Holding — Jones, C.J.
- The Disciplinary Review Board held that a reprimand was the appropriate disciplinary action for Michael J. Maloney's violations of the Rules of Professional Conduct related to negligent misappropriation and failure to supervise.
Rule
- Attorneys are required to maintain proper recordkeeping practices and supervise nonlawyer staff to prevent the misappropriation of client funds.
Reasoning
- The Disciplinary Review Board reasoned that Maloney's admitted failures in recordkeeping and supervision allowed Beveridge to misappropriate client funds.
- The audit revealed significant deficiencies in Maloney's handling of his trust accounts, which violated professional conduct rules.
- Maloney's decision not to report Beveridge's theft to law enforcement and to maintain her employment in his firm was viewed as troubling.
- While his lack of prior disciplinary history and his contrition were considered mitigating factors, the Board determined that his actions warranted a reprimand.
- The Board cited similar cases for comparison, indicating that a reprimand was consistent with disciplinary precedents for negligent misappropriation and recordkeeping deficiencies.
- Ultimately, the Board emphasized that any future misconduct by Beveridge could lead to enhanced disciplinary measures for Maloney.
Deep Dive: How the Court Reached Its Decision
Court's Findings on Recordkeeping Violations
The Disciplinary Review Board found that Michael J. Maloney's recordkeeping practices were severely deficient, which directly contributed to the misappropriation of client funds by his bookkeeper, Sandra Beveridge.

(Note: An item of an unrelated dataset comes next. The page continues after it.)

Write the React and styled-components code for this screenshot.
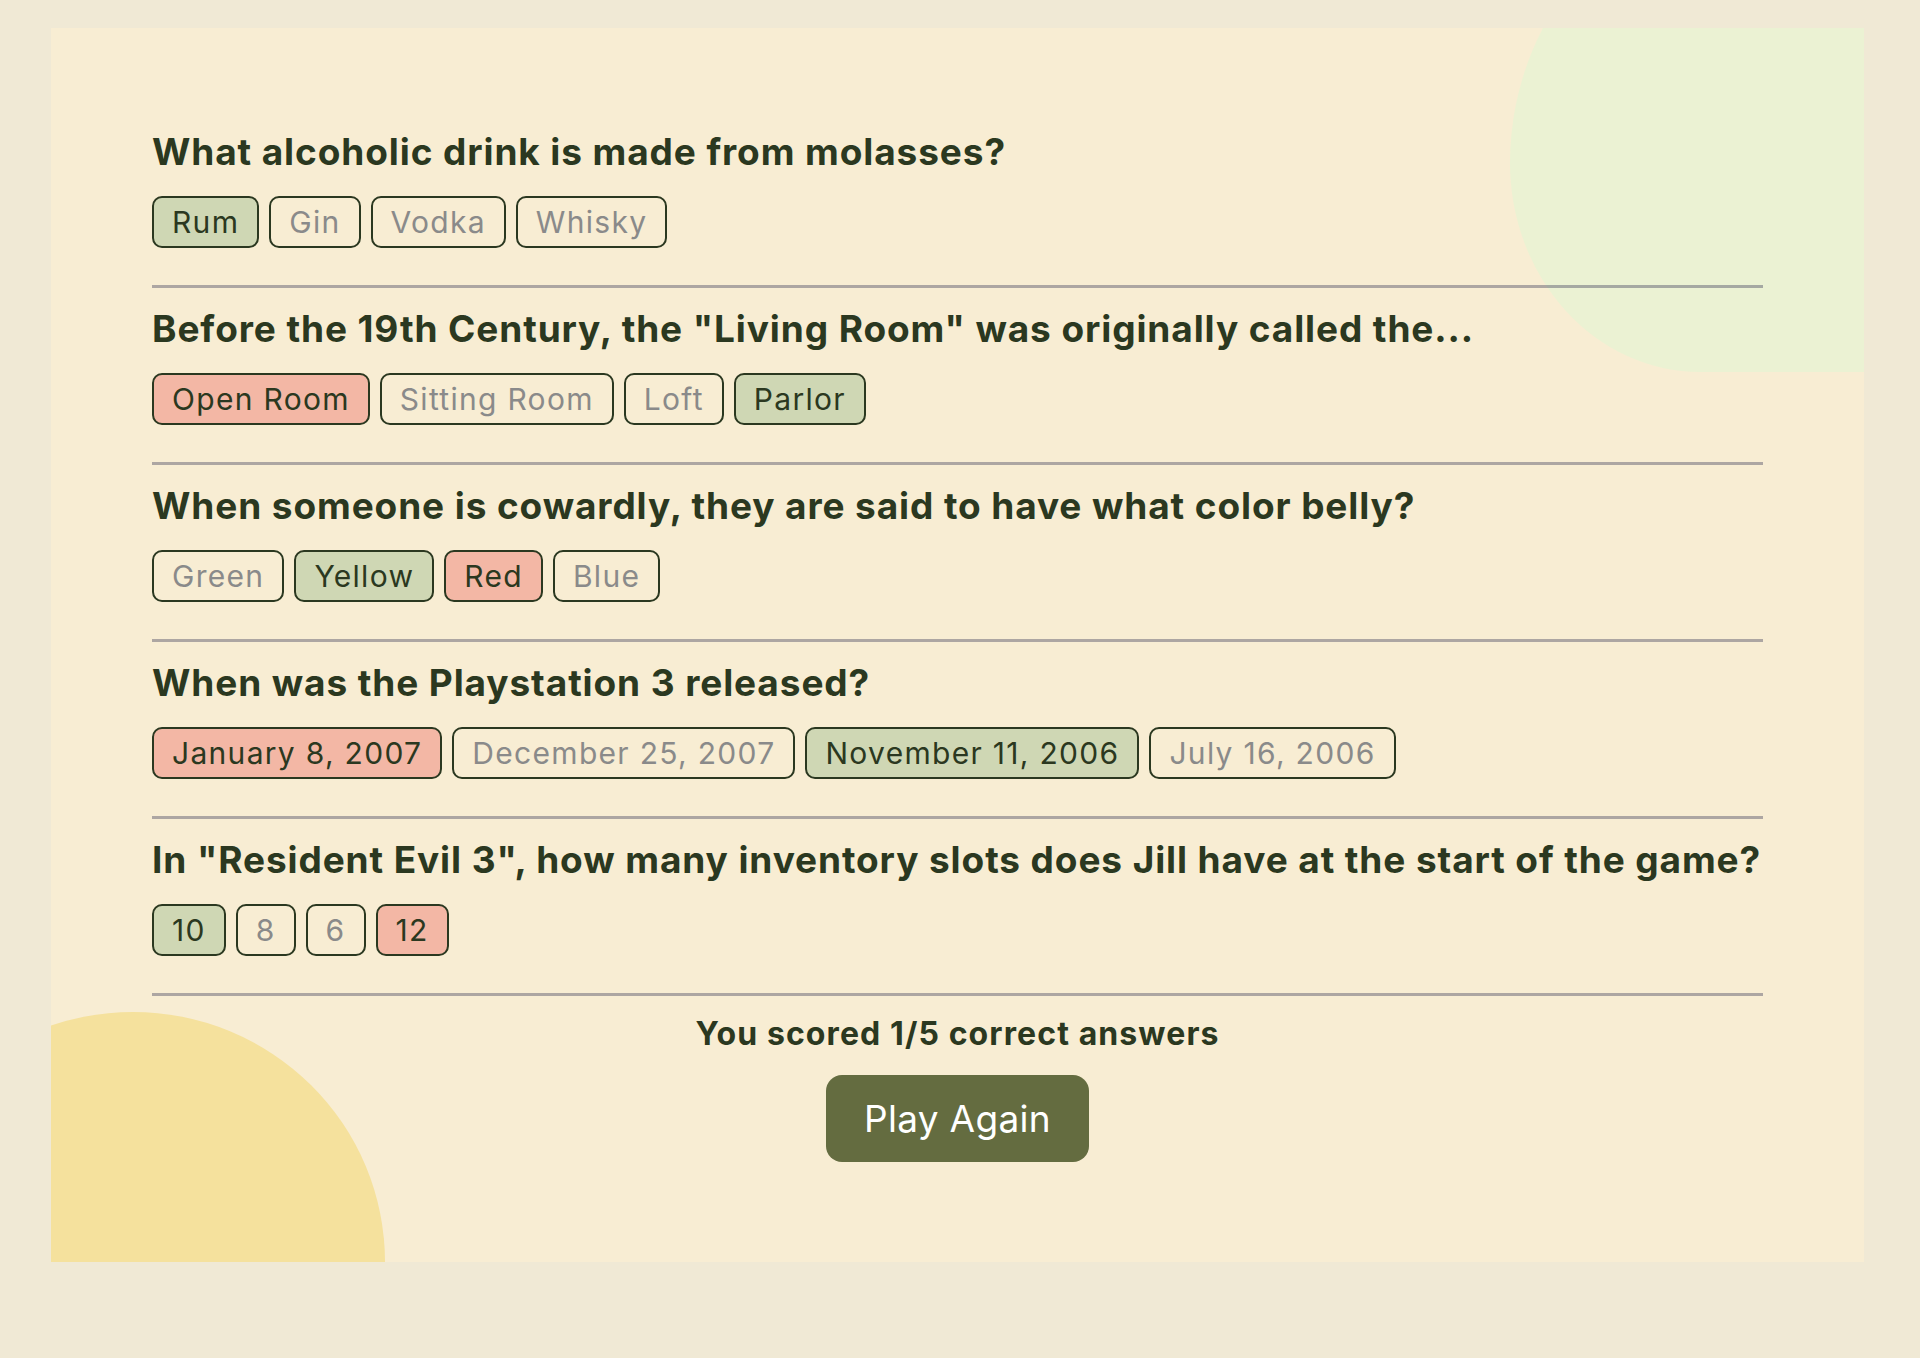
import React from "react";
import styled, { createGlobalStyle } from "styled-components";

const GlobalStyle = createGlobalStyle`
  html, body { margin: 0; padding: 0; }
  body {
    background: #F0E9D5;
    font-family: "Inter", "Liberation Sans", sans-serif;
    color: #2B3820;
  }
`;

const Page = styled.div`
  padding: 28px 56px 96px 51px;
`;

const Card = styled.main`
  position: relative;
  overflow: hidden;
  background: #F8EDD3;
  padding: 102px 101px 100px 101px;
`;

const GreenBlob = styled.div`
  position: absolute;
  left: 1459px;
  top: -158px;
  width: 600px;
  height: 502px;
  background: #EBF2D3;
  border-radius: 293px 0 0 190px / 293px 0 0 209px;
  z-index: 0;
`;

const YellowBlob = styled.div`
  position: absolute;
  left: -170px;
  top: 984px;
  width: 504px;
  height: 500px;
  background: #F5E19D;
  border-radius: 50%;
  z-index: 0;
`;

const Content = styled.div`
  position: relative;
  z-index: 1;
`;

const Question = styled.section`
  display: flex;
  flex-direction: column;
`;

const Title = styled.h2`
  margin: 0;
  font-size: 37px;
  line-height: 44px;
  font-weight: 700;
  letter-spacing: 0.9px;
  color: #2B3820;
`;

const Answers = styled.div`
  display: flex;
  flex-wrap: wrap;
  gap: 10px;
  margin-top: 22px;
`;

const Answer = styled.span`
  display: inline-block;
  box-sizing: border-box;
  height: 52px;
  padding: 6px 18px;
  border: 2px solid #2B3820;
  border-radius: 10px;
  font-size: 30px;
  line-height: 36px;
  font-weight: 400;
  letter-spacing: 1.3px;
  color: ${(p) => (p.$state === "none" ? "#8A8A8A" : "#2B3820")};
  background: ${(p) =>
    p.$state === "correct" ? "#CFD7B4" : p.$state === "wrong" ? "#F3B7A5" : "transparent"};
`;

const Divider = styled.hr`
  margin: 37px 0 19px;
  border: none;
  height: 3px;
  background: rgba(70, 70, 95, 0.42);
`;

const Footer = styled.div`
  display: flex;
  flex-direction: column;
  align-items: center;
`;

const Score = styled.p`
  margin: 0;
  font-size: 32px;
  line-height: 38px;
  font-weight: 700;
  letter-spacing: 1.1px;
  color: #2B3820;
`;

const PlayButton = styled.button`
  margin-top: 22px;
  height: 87px;
  padding: 0 38px;
  border: none;
  border-radius: 16px;
  background: #646C40;
  color: #FFFFFF;
  font-family: "Inter", "Liberation Sans", sans-serif;
  font-size: 37px;
  font-weight: 400;
  letter-spacing: 0.3px;
  cursor: pointer;
`;

const questions = [
  {
    q: "What alcoholic drink is made from molasses?",
    answers: [
      ["Rum", "correct"],
      ["Gin", "none"],
      ["Vodka", "none"],
      ["Whisky", "none"],
    ],
  },
  {
    q: 'Before the 19th Century, the "Living Room" was originally called the...',
    answers: [
      ["Open Room", "wrong"],
      ["Sitting Room", "none"],
      ["Loft", "none"],
      ["Parlor", "correct"],
    ],
  },
  {
    q: "When someone is cowardly, they are said to have what color belly?",
    answers: [
      ["Green", "none"],
      ["Yellow", "correct"],
      ["Red", "wrong"],
      ["Blue", "none"],
    ],
  },
  {
    q: "When was the Playstation 3 released?",
    answers: [
      ["January 8, 2007", "wrong"],
      ["December 25, 2007", "none"],
      ["November 11, 2006", "correct"],
      ["July 16, 2006", "none"],
    ],
  },
  {
    q: 'In "Resident Evil 3", how many inventory slots does Jill have at the start of the game?',
    answers: [
      ["10", "correct"],
      ["8", "none"],
      ["6", "none"],
      ["12", "wrong"],
    ],
  },
];

export default function App() {
  return (
    <>
      <GlobalStyle />
      <Page>
        <Card>
          <GreenBlob />
          <YellowBlob />
          <Content>
            {questions.map((item) => (
              <Question key={item.q}>
                <Title>{item.q}</Title>
                <Answers>
                  {item.answers.map(([label, state]) => (
                    <Answer key={label} $state={state}>
                      {label}
                    </Answer>
                  ))}
                </Answers>
                <Divider />
              </Question>
            ))}
            <Footer>
              <Score>You scored 1/5 correct answers</Score>
              <PlayButton>Play Again</PlayButton>
            </Footer>
          </Content>
        </Card>
      </Page>
    </>
  );
}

The OAE's audit revealed multiple infractions, including debit balances, unresolved outstanding checks, and improper account designations, all of which violated the relevant professional conduct rules. Maloney admitted that he had systematically failed to review his trust account records or supervise Beveridge effectively, creating an environment in which she could issue unauthorized checks totaling over $18,000 to herself. This failure to maintain proper financial records not only facilitated Beveridge's theft but also resulted in additional bank charges that further encroached on client funds. The Board highlighted that such negligence in oversight and recordkeeping was a significant breach of the standards set forth in the Rules of Professional Conduct, specifically RPC1.15(a) and RPC1.15(d).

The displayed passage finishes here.